BACTERIA HAVE evolved a way to "share" genes, a process that is central to the development of drug-resistant strains including the hospital superbug MRSA.
Scientists at Trinity College Dublin have caught bacteria in the act of gene-transfer using "optical tweezers" and can finally explain how this gene-exchange occurs.
Trinity's Prof Martin Hegner led the work, which involved researchers at Trinity, including post-doctoral fellow Dr Wilfried Grange, and also colleagues in Switzerland and the US.
He and colleagues identified a protein, VirE2, that can exert a powerful physical force to pull a strand of genetic material, DNA, from one cell across into another.
Details of the work were published earlier this year in the important peer-reviewed journal PLoS Biology. It helps explain how a trait such as antibiotic resistance can jump between species of bacteria, Hegner explains.
Bacteria can transfer DNA via a process called conjugation. The donor injects DNA into a recipient and this DNA then becomes part of its own genome. "This is something which was already known, but it wasn't known how they do it," he says.
A principal investigator in Trinity's Crann research centre and a professor in the school of physics, Hegner decided to study this phenomenon in a plant/bacterial model, looking in particular at a bacterium called Agrobacterium tumefaciens.
The organism infects plants by transferring DNA into their cells, making it a good model for conjugation, Hegner says. The assumption had been that the host was effectively passive in receiving the DNA but this is only partly true, the researchers revealed.
"We found out that the bacteria is producing a protein which it introduces into the plant. This then waits on the plant side of the cell to receive the DNA from the bacteria," he explains. "This was the first time to describe what was going on on the host side of the [cell] membrane."
VirE2 is a protein that binds tightly to DNA and so is central to the conjugation process. It is capable of applying a force to the DNA which compacts it and then pulls it across from one cell into another.
The force is tiny, given the process is occurring at a molecular scale, but is huge given the minute size of the objects involved. A Newton is a measure of force required to give a mass of one kilo an acceleration of one metre per second, per second. The VirE2 protein is exerting a force equal to 60 million millionths of a Newton.
The VirE2 reaction also takes place at a startling speed, pulling across its 150,000 step DNA strand in just one thousandth of a second.
These astounding measurements were achieved using a new device based at the Crann centre, Hegner says. It employs a laser beam focused on a spot which acts like an "optical tweezer" that freezes the molecule in place.
This force can be varied, allowing the device to gauge the force exerted by the protein. The molecule is then free to move away once the beam is switched off. Only certain lasers can be used as optical tweezers, Prof Hegner says. Red and blue lasers are out as they tend to "roast the biological material".

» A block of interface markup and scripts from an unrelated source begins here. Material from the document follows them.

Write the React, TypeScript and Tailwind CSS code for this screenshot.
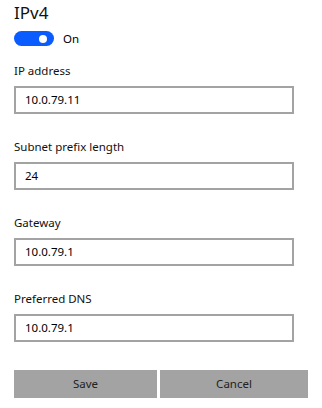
import React from "react";

const font = { fontFamily: '"Noto Sans", "Open Sans", sans-serif' };

function Field({ label, value, first }: { label: string; value: string; first?: boolean }) {
  return (
    <div className={first ? "mt-[17px]" : "mt-[25px]"}>
      <div className="text-[11.5px] leading-[16px] text-[#111]">{label}</div>
      <div className="mt-[7px] w-[280px] h-[28px] border-2 border-[#a3a3a3] bg-white flex items-center pl-[9px] text-[11.5px] text-black">
        {value}
      </div>
    </div>
  );
}

export default function App() {
  return (
    <div className="w-[322px] h-[408px] bg-white pt-[2px] px-[14px]" style={font}>
      <div className="text-[17px] leading-[21px] text-[#111]">IPv4</div>
      <div className="mt-[8px] flex items-center h-[15px]">
        <div className="w-[40px] h-[15px] rounded-full bg-[#0a5cff] flex items-center justify-end pr-[7px]">
          <div className="w-[8px] h-[8px] rounded-full bg-white" />
        </div>
        <span className="ml-[9px] text-[11.5px] leading-[16px] text-black">On</span>
      </div>
      <Field first label="IP address" value="10.0.79.11" />
      <Field label="Subnet prefix length" value="24" />
      <Field label="Gateway" value="10.0.79.1" />
      <Field label="Preferred DNS" value="10.0.79.1" />
      <div className="mt-[28px] flex gap-[3px]">
        <button className="w-[145px] h-[28px] bg-[#a3a3a3] text-[11.5px] text-[#222]">Save</button>
        <button className="w-[150px] h-[28px] bg-[#a3a3a3] text-[11.5px] text-[#222]">Cancel</button>
      </div>
    </div>
  );
}
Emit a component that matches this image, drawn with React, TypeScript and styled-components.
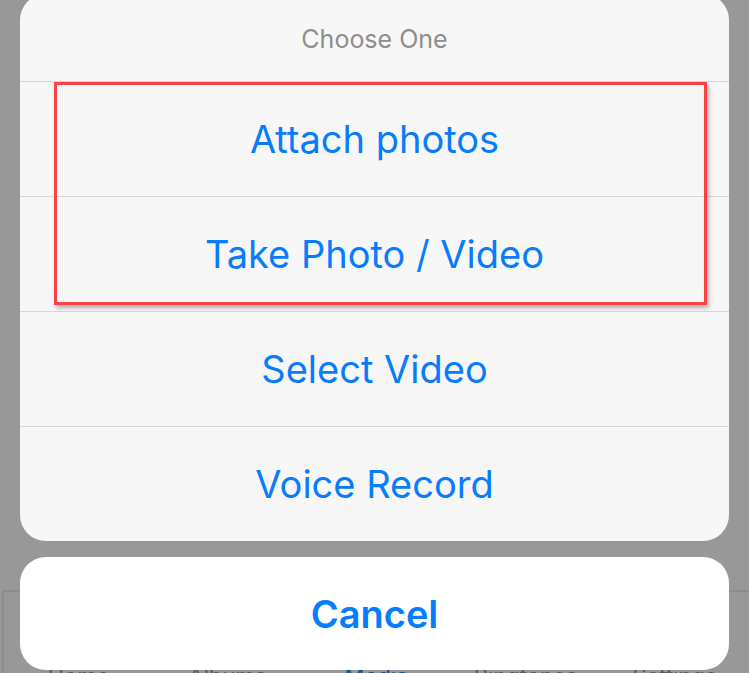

This work is highly significant in that it helps explain how resistance can transfer so readily from organism to organism, he believes. Resistance, which is so disadvantageous to human health, is "definitely" driven by DNA transfer, he says.
Resistance could be inherent in the organism, but if this were so, then a strain with the resistance gene would start as a very small colony and more susceptible to attack by the host's immune system.
"If you spread resistance from one bacterium to another, [the colony] multiplies quickly and is able to break through the immune system," he argues. The organism must move quickly to overwhelm the host or its immune system will destroy the invader. Prof Hegner is the recipient of a Science Foundation Ireland Stokes Professorship that brought him to Ireland last October from the University of Basel. His team now includes five researchers.